Directions: Skipping all pictures, set down the lines of the listing from the first through the one with "const box = 'border-2 border-[#d2000f]';".

>> START Recorded information

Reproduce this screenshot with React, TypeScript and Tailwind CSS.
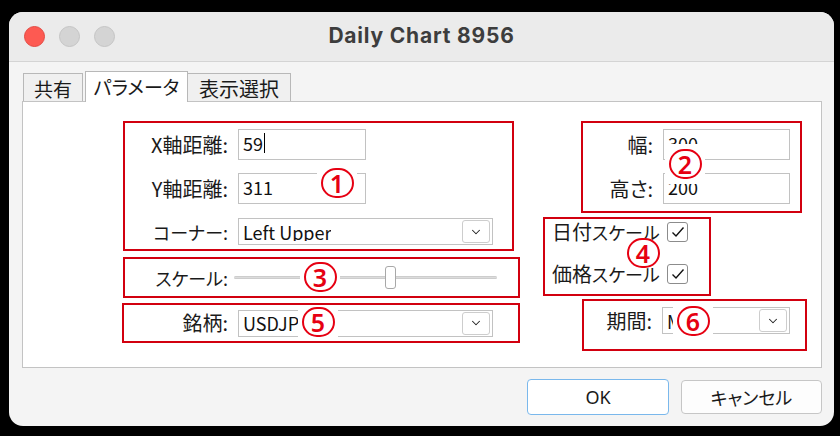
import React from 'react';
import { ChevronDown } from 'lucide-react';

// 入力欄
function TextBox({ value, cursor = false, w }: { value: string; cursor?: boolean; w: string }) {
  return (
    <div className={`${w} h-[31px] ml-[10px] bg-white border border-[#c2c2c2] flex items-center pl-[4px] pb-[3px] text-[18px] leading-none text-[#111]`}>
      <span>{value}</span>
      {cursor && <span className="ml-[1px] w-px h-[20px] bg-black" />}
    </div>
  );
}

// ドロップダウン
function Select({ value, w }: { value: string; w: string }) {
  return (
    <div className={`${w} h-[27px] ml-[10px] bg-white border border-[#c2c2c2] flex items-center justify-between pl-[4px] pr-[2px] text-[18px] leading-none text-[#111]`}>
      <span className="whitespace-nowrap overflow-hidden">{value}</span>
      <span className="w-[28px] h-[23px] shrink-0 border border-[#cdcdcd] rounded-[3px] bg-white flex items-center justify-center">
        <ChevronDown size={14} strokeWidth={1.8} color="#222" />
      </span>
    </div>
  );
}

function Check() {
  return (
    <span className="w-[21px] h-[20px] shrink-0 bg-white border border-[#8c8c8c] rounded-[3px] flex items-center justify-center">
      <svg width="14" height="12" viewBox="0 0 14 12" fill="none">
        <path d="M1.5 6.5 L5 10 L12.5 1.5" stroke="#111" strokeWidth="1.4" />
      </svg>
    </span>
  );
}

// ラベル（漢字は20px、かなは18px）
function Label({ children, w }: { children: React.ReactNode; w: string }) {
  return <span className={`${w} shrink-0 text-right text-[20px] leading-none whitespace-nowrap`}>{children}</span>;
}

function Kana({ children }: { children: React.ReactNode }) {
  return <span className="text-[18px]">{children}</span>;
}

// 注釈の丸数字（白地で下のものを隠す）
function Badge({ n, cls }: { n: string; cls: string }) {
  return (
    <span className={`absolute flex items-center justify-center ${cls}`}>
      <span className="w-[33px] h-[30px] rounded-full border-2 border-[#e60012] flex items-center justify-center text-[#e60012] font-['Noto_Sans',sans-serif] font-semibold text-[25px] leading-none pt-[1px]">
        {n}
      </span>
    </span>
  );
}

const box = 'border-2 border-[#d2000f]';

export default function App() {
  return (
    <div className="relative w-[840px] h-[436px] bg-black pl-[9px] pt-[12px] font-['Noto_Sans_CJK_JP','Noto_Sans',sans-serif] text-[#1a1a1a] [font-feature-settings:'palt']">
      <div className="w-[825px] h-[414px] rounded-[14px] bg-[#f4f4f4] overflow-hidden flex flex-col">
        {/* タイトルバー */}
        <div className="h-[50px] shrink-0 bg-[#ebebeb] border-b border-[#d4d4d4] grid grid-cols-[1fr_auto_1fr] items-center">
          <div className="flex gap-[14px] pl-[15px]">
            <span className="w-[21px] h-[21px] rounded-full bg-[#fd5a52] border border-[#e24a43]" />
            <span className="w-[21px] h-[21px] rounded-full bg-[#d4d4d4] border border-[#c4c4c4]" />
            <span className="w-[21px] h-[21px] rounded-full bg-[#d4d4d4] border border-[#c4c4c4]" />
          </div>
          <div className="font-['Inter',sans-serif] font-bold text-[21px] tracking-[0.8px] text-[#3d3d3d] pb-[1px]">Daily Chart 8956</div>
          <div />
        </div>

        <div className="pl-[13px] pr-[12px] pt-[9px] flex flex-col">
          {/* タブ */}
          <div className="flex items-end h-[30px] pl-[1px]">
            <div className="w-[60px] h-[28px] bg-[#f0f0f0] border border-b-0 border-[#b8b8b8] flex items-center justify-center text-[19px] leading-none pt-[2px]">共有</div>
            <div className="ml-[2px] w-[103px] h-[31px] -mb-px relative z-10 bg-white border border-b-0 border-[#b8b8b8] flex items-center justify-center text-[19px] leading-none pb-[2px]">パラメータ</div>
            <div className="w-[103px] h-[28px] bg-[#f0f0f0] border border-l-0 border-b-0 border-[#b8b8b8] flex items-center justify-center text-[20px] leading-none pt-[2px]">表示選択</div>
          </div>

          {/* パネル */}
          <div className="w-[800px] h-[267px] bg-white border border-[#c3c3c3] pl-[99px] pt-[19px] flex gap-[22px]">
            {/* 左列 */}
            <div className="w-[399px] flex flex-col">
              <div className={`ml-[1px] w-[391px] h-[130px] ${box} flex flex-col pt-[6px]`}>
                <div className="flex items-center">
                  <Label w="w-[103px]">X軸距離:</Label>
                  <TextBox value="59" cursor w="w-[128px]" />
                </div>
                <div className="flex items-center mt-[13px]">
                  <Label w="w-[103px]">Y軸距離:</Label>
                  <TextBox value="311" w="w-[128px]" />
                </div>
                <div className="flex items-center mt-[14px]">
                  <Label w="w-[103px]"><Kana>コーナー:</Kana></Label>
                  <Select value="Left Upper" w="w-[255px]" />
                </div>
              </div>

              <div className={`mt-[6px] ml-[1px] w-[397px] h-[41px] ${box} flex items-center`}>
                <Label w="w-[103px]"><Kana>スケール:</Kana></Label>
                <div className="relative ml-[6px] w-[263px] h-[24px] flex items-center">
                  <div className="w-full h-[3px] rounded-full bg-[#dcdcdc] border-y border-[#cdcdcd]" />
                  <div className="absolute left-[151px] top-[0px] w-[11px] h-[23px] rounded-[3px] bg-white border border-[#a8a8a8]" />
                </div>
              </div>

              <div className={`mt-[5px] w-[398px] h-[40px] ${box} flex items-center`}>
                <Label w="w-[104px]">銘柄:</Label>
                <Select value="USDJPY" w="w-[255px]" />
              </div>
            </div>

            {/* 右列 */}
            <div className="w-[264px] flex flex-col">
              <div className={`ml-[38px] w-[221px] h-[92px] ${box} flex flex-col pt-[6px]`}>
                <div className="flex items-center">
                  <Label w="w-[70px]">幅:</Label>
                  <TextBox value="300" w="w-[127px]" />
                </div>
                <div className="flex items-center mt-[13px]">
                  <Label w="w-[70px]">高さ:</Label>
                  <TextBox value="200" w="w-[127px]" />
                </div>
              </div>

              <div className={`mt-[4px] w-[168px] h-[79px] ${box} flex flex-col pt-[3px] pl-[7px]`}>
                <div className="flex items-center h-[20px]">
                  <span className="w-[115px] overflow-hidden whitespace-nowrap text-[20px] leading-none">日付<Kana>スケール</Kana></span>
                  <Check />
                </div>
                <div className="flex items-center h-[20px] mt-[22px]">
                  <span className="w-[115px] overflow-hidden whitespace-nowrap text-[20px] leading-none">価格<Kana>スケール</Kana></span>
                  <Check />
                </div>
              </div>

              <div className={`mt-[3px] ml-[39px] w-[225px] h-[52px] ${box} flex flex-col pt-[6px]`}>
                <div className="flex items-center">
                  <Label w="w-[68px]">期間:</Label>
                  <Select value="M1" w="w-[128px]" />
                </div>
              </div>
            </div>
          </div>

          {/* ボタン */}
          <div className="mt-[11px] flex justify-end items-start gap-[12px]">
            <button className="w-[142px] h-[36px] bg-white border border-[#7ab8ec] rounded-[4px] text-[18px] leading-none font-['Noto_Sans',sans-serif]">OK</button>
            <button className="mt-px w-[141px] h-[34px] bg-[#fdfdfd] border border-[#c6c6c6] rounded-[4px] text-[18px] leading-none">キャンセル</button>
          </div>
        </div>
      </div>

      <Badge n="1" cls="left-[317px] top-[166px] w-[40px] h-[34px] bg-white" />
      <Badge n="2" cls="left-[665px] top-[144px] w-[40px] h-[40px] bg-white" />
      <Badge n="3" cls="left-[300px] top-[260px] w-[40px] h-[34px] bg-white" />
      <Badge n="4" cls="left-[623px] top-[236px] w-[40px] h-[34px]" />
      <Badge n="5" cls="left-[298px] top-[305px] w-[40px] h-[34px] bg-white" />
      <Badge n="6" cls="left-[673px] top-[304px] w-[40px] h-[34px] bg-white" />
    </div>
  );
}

>> END Recorded information

Reply to the task:
Reproduce this screenshot with React, TypeScript and Tailwind CSS.
import React from 'react';
import { ChevronDown } from 'lucide-react';

// 入力欄
function TextBox({ value, cursor = false, w }: { value: string; cursor?: boolean; w: string }) {
  return (
    <div className={`${w} h-[31px] ml-[10px] bg-white border border-[#c2c2c2] flex items-center pl-[4px] pb-[3px] text-[18px] leading-none text-[#111]`}>
      <span>{value}</span>
      {cursor && <span className="ml-[1px] w-px h-[20px] bg-black" />}
    </div>
  );
}

// ドロップダウン
function Select({ value, w }: { value: string; w: string }) {
  return (
    <div className={`${w} h-[27px] ml-[10px] bg-white border border-[#c2c2c2] flex items-center justify-between pl-[4px] pr-[2px] text-[18px] leading-none text-[#111]`}>
      <span className="whitespace-nowrap overflow-hidden">{value}</span>
      <span className="w-[28px] h-[23px] shrink-0 border border-[#cdcdcd] rounded-[3px] bg-white flex items-center justify-center">
        <ChevronDown size={14} strokeWidth={1.8} color="#222" />
      </span>
    </div>
  );
}

function Check() {
  return (
    <span className="w-[21px] h-[20px] shrink-0 bg-white border border-[#8c8c8c] rounded-[3px] flex items-center justify-center">
      <svg width="14" height="12" viewBox="0 0 14 12" fill="none">
        <path d="M1.5 6.5 L5 10 L12.5 1.5" stroke="#111" strokeWidth="1.4" />
      </svg>
    </span>
  );
}

// ラベル（漢字は20px、かなは18px）
function Label({ children, w }: { children: React.ReactNode; w: string }) {
  return <span className={`${w} shrink-0 text-right text-[20px] leading-none whitespace-nowrap`}>{children}</span>;
}

function Kana({ children }: { children: React.ReactNode }) {
  return <span className="text-[18px]">{children}</span>;
}

// 注釈の丸数字（白地で下のものを隠す）
function Badge({ n, cls }: { n: string; cls: string }) {
  return (
    <span className={`absolute flex items-center justify-center ${cls}`}>
      <span className="w-[33px] h-[30px] rounded-full border-2 border-[#e60012] flex items-center justify-center text-[#e60012] font-['Noto_Sans',sans-serif] font-semibold text-[25px] leading-none pt-[1px]">
        {n}
      </span>
    </span>
  );
}

const box = 'border-2 border-[#d2000f]';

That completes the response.